Felix Stevens: Moving to DSL Cubs 2 is where we find the final outfield prospect in Felix Stevens. The best way to describe the Cuban born RF is Jorge Soler part two. Not only does he play the same position Soler did, hailing from the same country, but they have a similar body build, which is scary at just 20 years old. As of now, Stevens stands 6'4 235 pounds and will only continue to get bigger in time.
He certainly put that size to good use in his first season of pro ball as he wowed the DSL crowd on countless occasions with his raw power at the plate. A .280 average is impressive enough, but a six homer 31 RBI season in just 51 games leads me to believe there is plenty more untapped in all that potential.
If there is one knock on him to date, it is his eye at the plate, which was 26BB to 62K. Even that isn't all that bad when you look at what some first-year players have done. TO go along with those six homers, Stevens ripped 15 doubles to go with three triples as he is a total base nightmare for the opposition. I am curious to see if his path takes a similar trend to that of Soler.
Projection: .262 average, seven homers, 28 RBI's.
The power numbers will always be there for Stevens, but at some point, a decision to sacrifice average for power needs to be made. With a shortened season in 2020, I expect that sacrifice to happen this year as Stevens is too big not to be a power-hitting machine.

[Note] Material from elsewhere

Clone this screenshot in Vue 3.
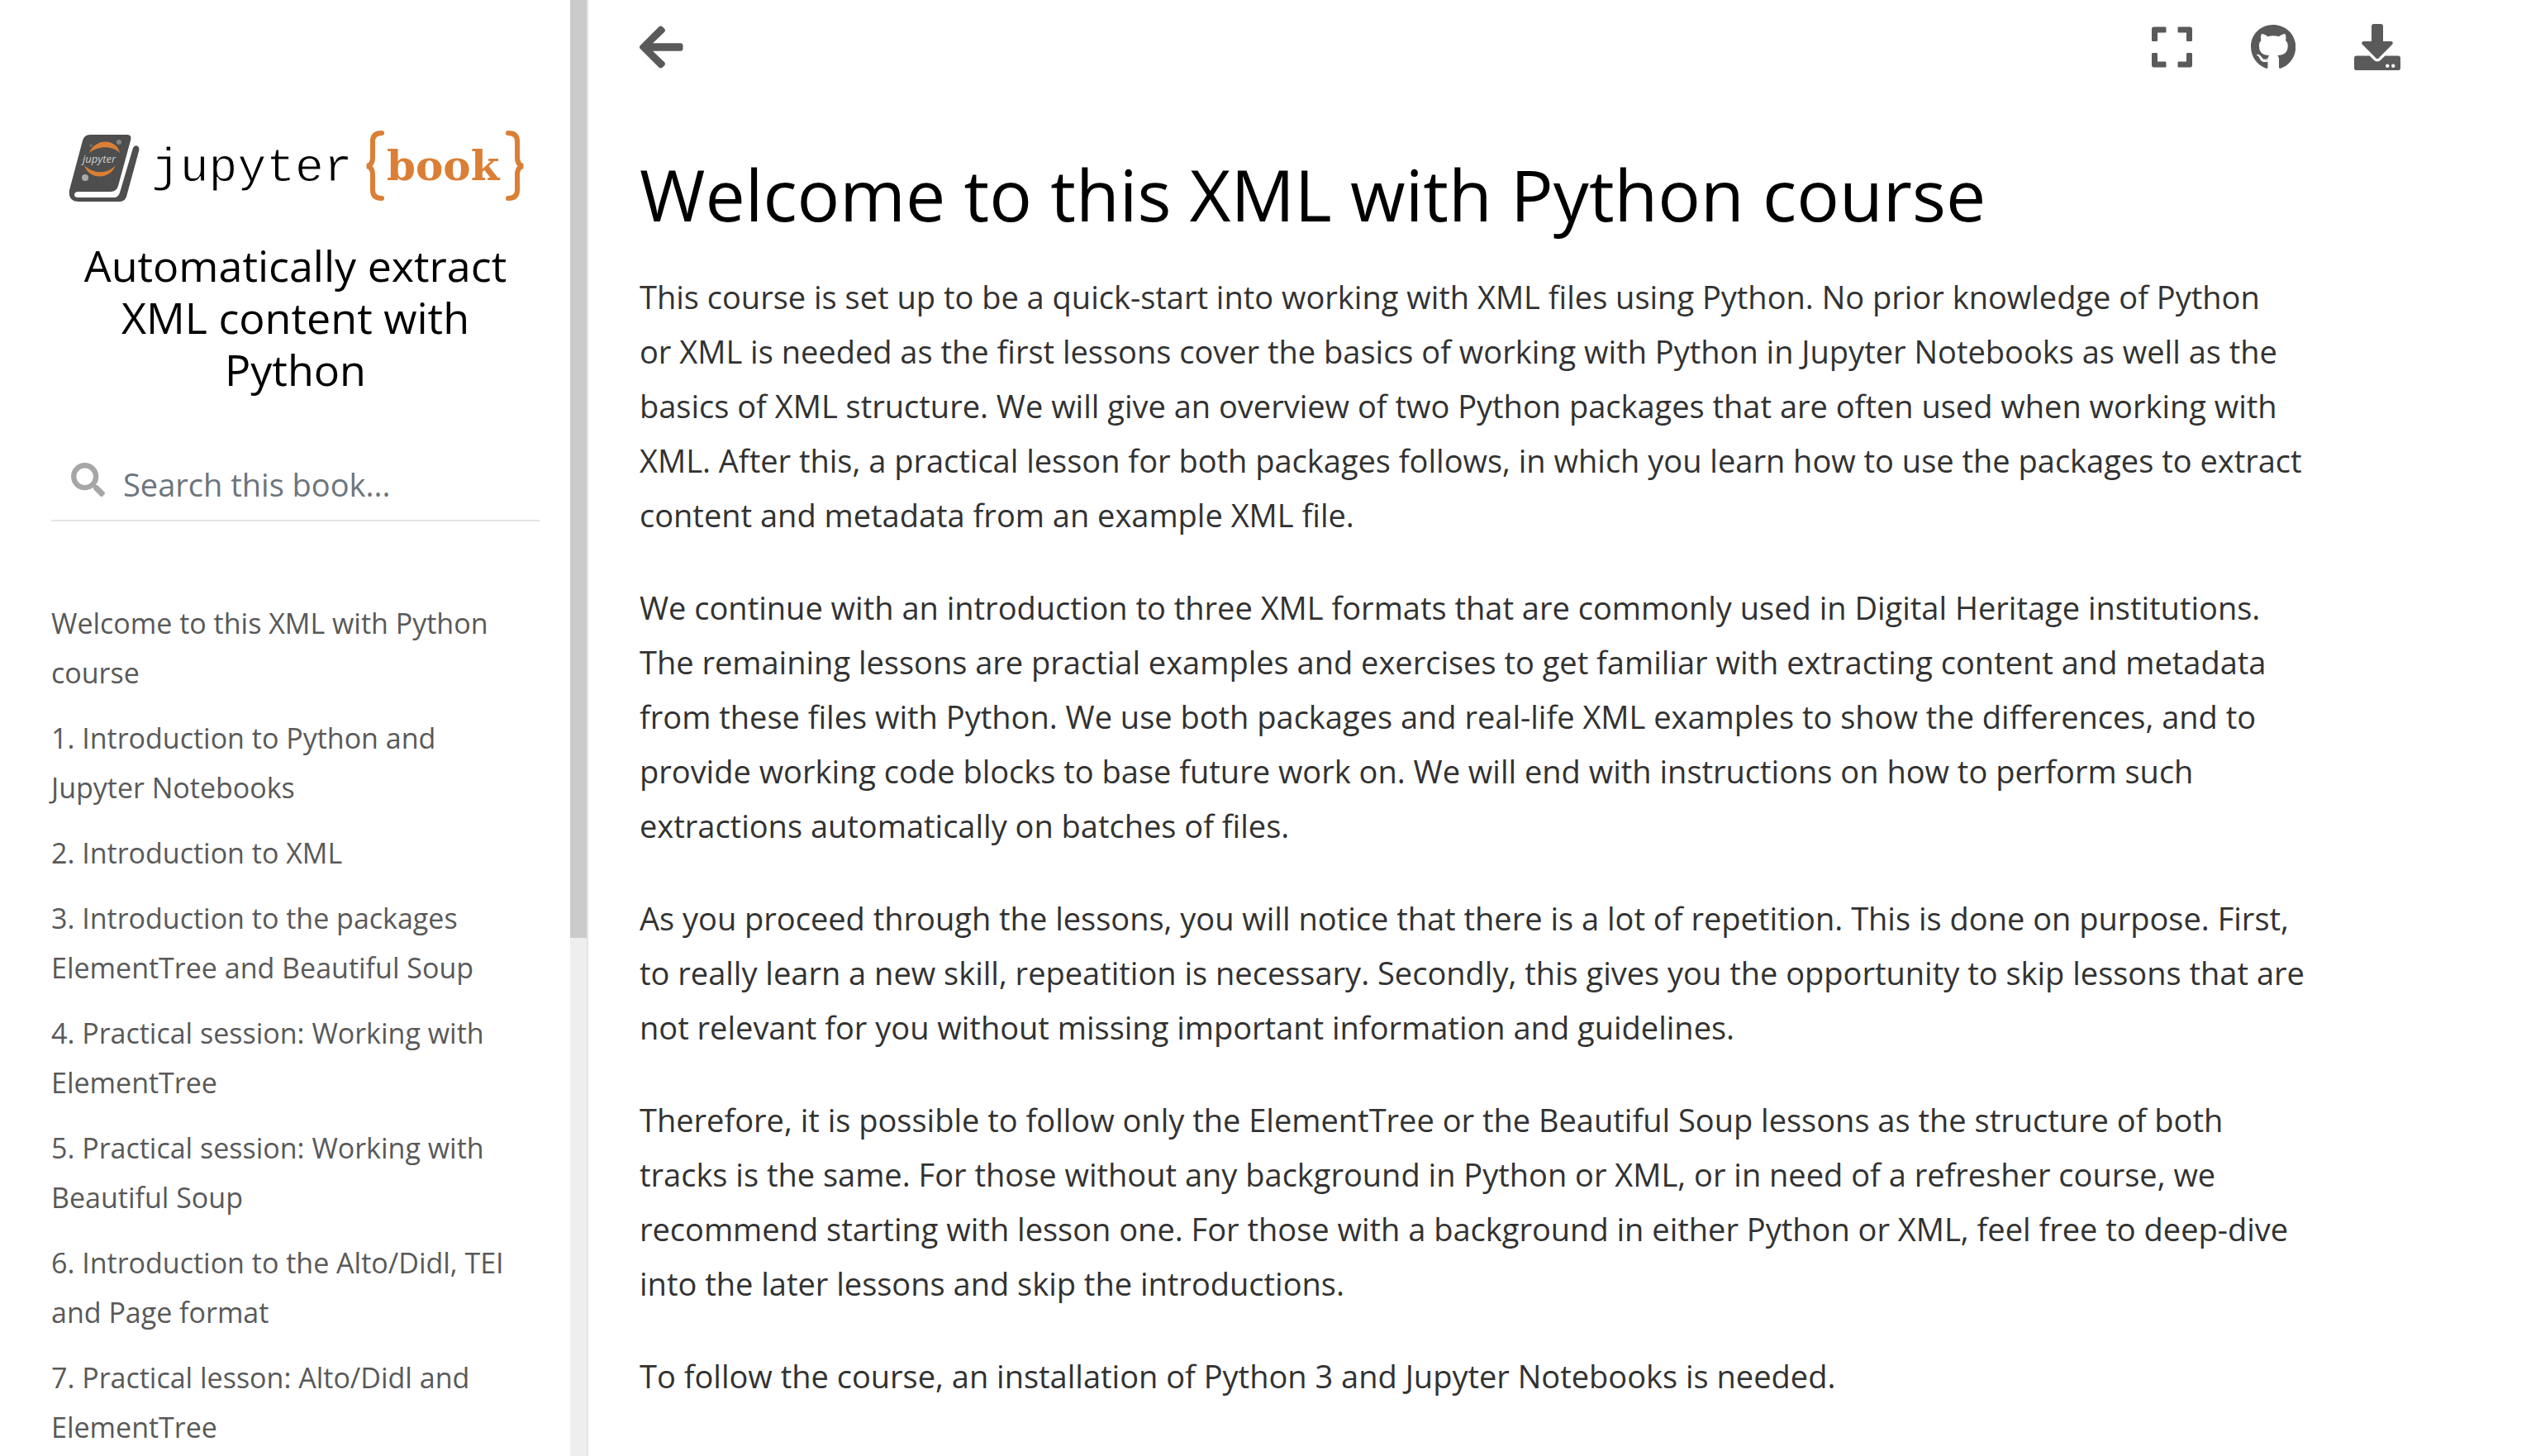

Playing in the rookie league, it may take a few seasons for fans to truly see what I mean in power potential because none of these games are televised. I was fortunate enough to see him play once last season, and the ball he hit I swear hasn't landed yet. Once he gets to the States to play in a full-season of baseball is when we can genuinely appreciate another Soler type. If his body stays healthy, this is a bat that could grow into a 30 plus homer guy and someone the Cubs could live without.